What you need to do: Count how many lines hold the word "styles" and give that number as the whole answer.

Pages as source code
----

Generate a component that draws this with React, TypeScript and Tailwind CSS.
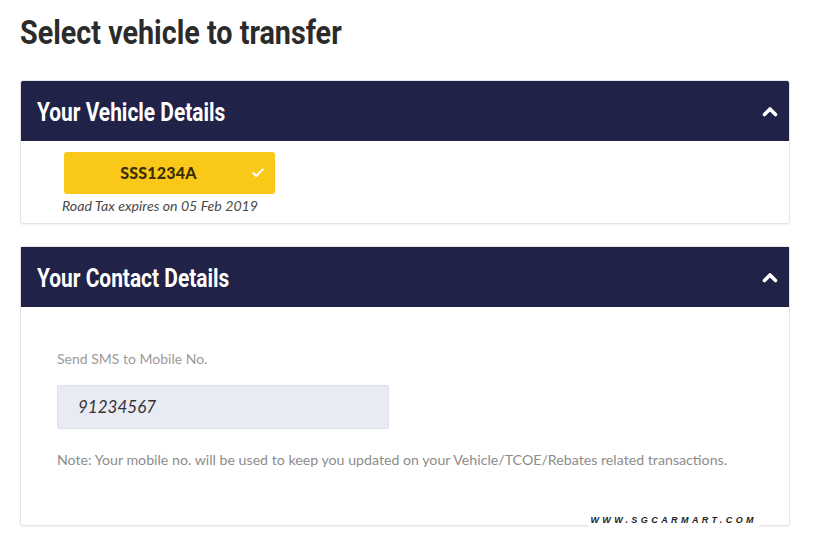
import { Check } from 'lucide-react';

function ChevronUp() {
  return (
    <svg width="16" height="12" viewBox="0 0 16 12" className="block">
      <polyline points="2.5,9.5 8,4 13.5,9.5" fill="none" stroke="#fff" strokeWidth="3.6" strokeLinecap="round" strokeLinejoin="round" />
    </svg>
  );
}

function PanelHeader({ title }: { title: string }) {
  return (
    <div className="flex h-[60px] items-center justify-between bg-[#212248] pl-[16px] pr-[11px]">
      <h2 className="origin-left scale-x-[0.82] pt-[3px] font-['Roboto',sans-serif] text-[25.5px] font-bold whitespace-nowrap text-white">
        {title}
      </h2>
      <ChevronUp />
    </div>
  );
}

export default function App() {
  return (
    <div className="relative min-h-[552px] w-[828px] overflow-hidden bg-white font-['Lato',sans-serif]">
      <div className="px-[20px] pt-[12px]">
        <h1 className="origin-left scale-x-[0.845] font-['Roboto',sans-serif] text-[34px] leading-[40px] font-bold whitespace-nowrap text-[#2b2b2b]">
          Select vehicle to transfer
        </h1>

        {/* Vehicle details */}
        <section className="mt-[28px] w-[770px] overflow-hidden rounded-[3px] border border-[#e3e3e3] shadow-[0_1px_2px_rgba(0,0,0,0.06)]">
          <PanelHeader title="Your Vehicle Details" />
          <div className="h-[82px] pt-[11px] pl-[43px]">
            <div className="relative flex h-[42px] w-[211px] items-center justify-center rounded-[3px] bg-[#fac818] pr-[22px]">
              <span className="text-[16px] font-black tracking-[0.2px] text-[#3b2f06]">SSS1234A</span>
              <Check size={14} strokeWidth={3.5} className="absolute right-[10px] text-white" />
            </div>
            <p className="mt-[1px] -ml-[2px] text-[14.2px] italic text-[#4a4a4a]">Road Tax expires on 05 Feb 2019</p>
          </div>
        </section>

        {/* Contact details */}
        <section className="relative mt-[22px] w-[770px] rounded-[3px] border border-[#e3e3e3] shadow-[0_1px_2px_rgba(0,0,0,0.06)]">
          <PanelHeader title="Your Contact Details" />
          <div className="h-[218px] pt-[42px] pl-[36px]">
            <p className="text-[14px] leading-[20px] text-[#9a9a9a]">Send SMS to Mobile No.</p>
            <div className="mt-[16px] flex h-[44px] w-[332px] items-center rounded-[2px] border border-[#dde1ea] bg-[#e8ebf4] pl-[20px]">
              <span className="text-[17px] italic text-[#333]">91234567</span>
            </div>
            <p className="mt-[21px] text-[14.2px] leading-[20px] text-[#8c8c8c]">
              Note: Your mobile no. will be used to keep you updated on your Vehicle/TCOE/Rebates related transactions.
            </p>
          </div>
          <span className="absolute right-[30px] bottom-[-2px] bg-white px-[2px] font-['Liberation_Sans',Arial,sans-serif] text-[9px] font-bold italic tracking-[0.38em] text-[#222]">
            WWW.SGCARMART.COM
          </span>
        </section>
      </div>
    </div>
  );
}
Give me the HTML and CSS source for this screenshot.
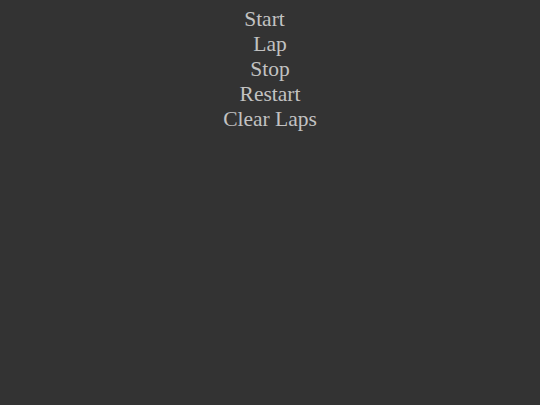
FILE: index.html
```html
<!DOCTYPE html>
<html lang="en">
<head>
    <meta charset="UTF-8">
    <title>Stopwatch</title>
    <link rel="stylesheet" href="styles.css">
</head>
<body>
    <div class="controls">
        <button class="ctl start">Start</button>
        <button class="ctl">Lap</button>
        <button class="ctl">Stop</button>
        <button class="ctl">Restart</button>
        <button class="ctl">Clear Laps</button>
    </div>
</body>
</html>
```

FILE: styles.css
```css
body {
    margin: 0;
    background-color: #333333;
    font-family: 'Liberation Serif', serif;
}

.controls {
    display: flex;
    flex-direction: column;
    align-items: center;
    padding-top: 7px;
}

.ctl {
    background: none;
    border: none;
    padding: 0;
    color: #c2c2c2;
    font-family: 'Liberation Serif', serif;
    font-size: 21.5px;
    line-height: 25px;
}

.start {
    margin-right: 11px;
}
```
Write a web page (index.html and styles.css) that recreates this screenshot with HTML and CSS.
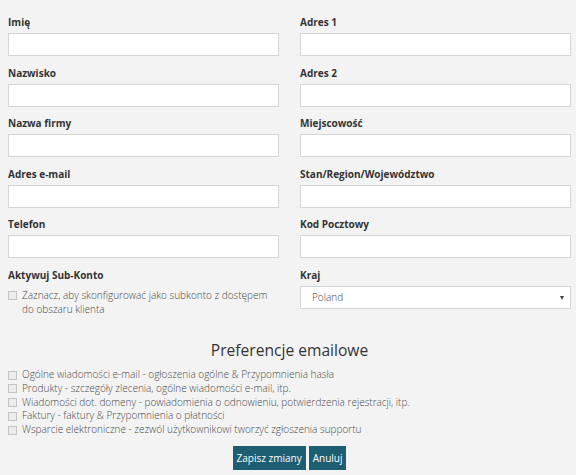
FILE: index.html
```html
<!DOCTYPE html>
<html lang="pl">
<head>
  <meta charset="UTF-8">
  <title>Szczegóły konta</title>
  <link rel="stylesheet" href="styles.css">
</head>
<body>
  <form class="account-form">
    <div class="cols">
      <div class="col">
        <div class="field">
          <label for="firstname">Imię</label>
          <input type="text" id="firstname">
        </div>
        <div class="field">
          <label for="lastname">Nazwisko</label>
          <input type="text" id="lastname">
        </div>
        <div class="field">
          <label for="company">Nazwa firmy</label>
          <input type="text" id="company">
        </div>
        <div class="field">
          <label for="email">Adres e-mail</label>
          <input type="text" id="email">
        </div>
        <div class="field">
          <label for="phone">Telefon</label>
          <input type="text" id="phone">
        </div>
        <div class="field">
          <label>Aktywuj Sub-Konto</label>
          <div class="check">
            <span class="box"></span>
            <span>Zaznacz, aby skonfigurować jako subkonto z dostępem do obszaru klienta</span>
          </div>
        </div>
      </div>
      <div class="col">
        <div class="field">
          <label for="address1">Adres 1</label>
          <input type="text" id="address1">
        </div>
        <div class="field">
          <label for="address2">Adres 2</label>
          <input type="text" id="address2">
        </div>
        <div class="field">
          <label for="city">Miejscowość</label>
          <input type="text" id="city">
        </div>
        <div class="field">
          <label for="state">Stan/Region/Województwo</label>
          <input type="text" id="state">
        </div>
        <div class="field">
          <label for="postcode">Kod Pocztowy</label>
          <input type="text" id="postcode">
        </div>
        <div class="field">
          <label for="country">Kraj</label>
          <div class="select">
            <select id="country">
              <option>Poland</option>
            </select>
          </div>
        </div>
      </div>
    </div>

    <h3>Preferencje emailowe</h3>
    <div class="prefs">
      <div class="check"><span class="box"></span><span>Ogólne wiadomości e-mail - ogłoszenia ogólne &amp; Przypomnienia hasła</span></div>
      <div class="check"><span class="box"></span><span>Produkty - szczegóły zlecenia, ogólne wiadomości e-mail, itp.</span></div>
      <div class="check"><span class="box"></span><span>Wiadomości dot. domeny - powiadomienia o odnowieniu, potwierdzenia rejestracji, itp.</span></div>
      <div class="check"><span class="box"></span><span>Faktury - faktury &amp; Przypomnienia o płatności</span></div>
      <div class="check"><span class="box"></span><span>Wsparcie elektroniczne - zezwól użytkownikowi tworzyć zgłoszenia supportu</span></div>
    </div>

    <div class="actions">
      <button type="button" class="btn">Zapisz zmiany</button>
      <button type="button" class="btn">Anuluj</button>
    </div>
  </form>
</body>
</html>
```

FILE: styles.css
```css
body { margin: 0; background: #f3f3f3; font-family: "Open Sans", sans-serif; font-size: 10px; font-weight: 300; color: #4a4a4a; }
.account-form { padding: 15px 5px 0 8px; }
.cols { display: grid; grid-template-columns: 271px 271px; column-gap: 21px; }
.field { margin-bottom: 9.5px; }
.field label { display: block; font-weight: 700; color: #333; line-height: 15px; margin-bottom: 3px; }
.field input { display: block; box-sizing: border-box; width: 100%; height: 23px; border: 1px solid #d6d6d6; background: #fff; margin: 0; }
.select { position: relative; }
.select select { display: block; box-sizing: border-box; width: 100%; height: 23px; border: 1px solid #d6d6d6; background: #fff; appearance: none; -webkit-appearance: none; font-family: inherit; font-size: 10px; font-weight: 300; color: #444; padding: 0 11px; border-radius: 0; }
.select::after { content: ""; position: absolute; right: 7px; top: 10px; border-left: 2.5px solid transparent; border-right: 2.5px solid transparent; border-top: 4px solid #444; }
.check { display: flex; align-items: flex-start; line-height: 14px; }
.box { flex: none; width: 7px; height: 7px; border: 1px solid #c4c4c4; background: #ececec; margin: 3px 5px 0 0; }
.field .check { margin-top: 5px; }
h3 { margin: 15px 0 8px; text-align: center; font-size: 15.6px; font-weight: 400; color: #333; line-height: 20px; }
.prefs .check { line-height: 13.75px; }
.prefs .box { margin-top: 2.5px; }
.actions { display: flex; justify-content: center; gap: 3px; margin-top: 9px; }
.btn { height: 24px; padding: 0 4px; border: 0; border-radius: 0; background: #1d5e72; color: #fff; font-family: inherit; font-size: 10px; font-weight: 400; }
```
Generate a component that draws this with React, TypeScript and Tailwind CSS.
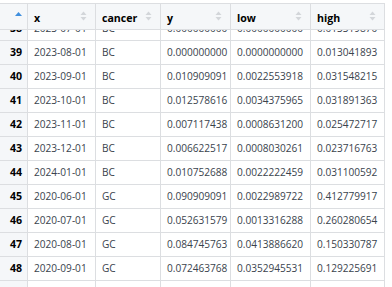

----

Exercise result: 5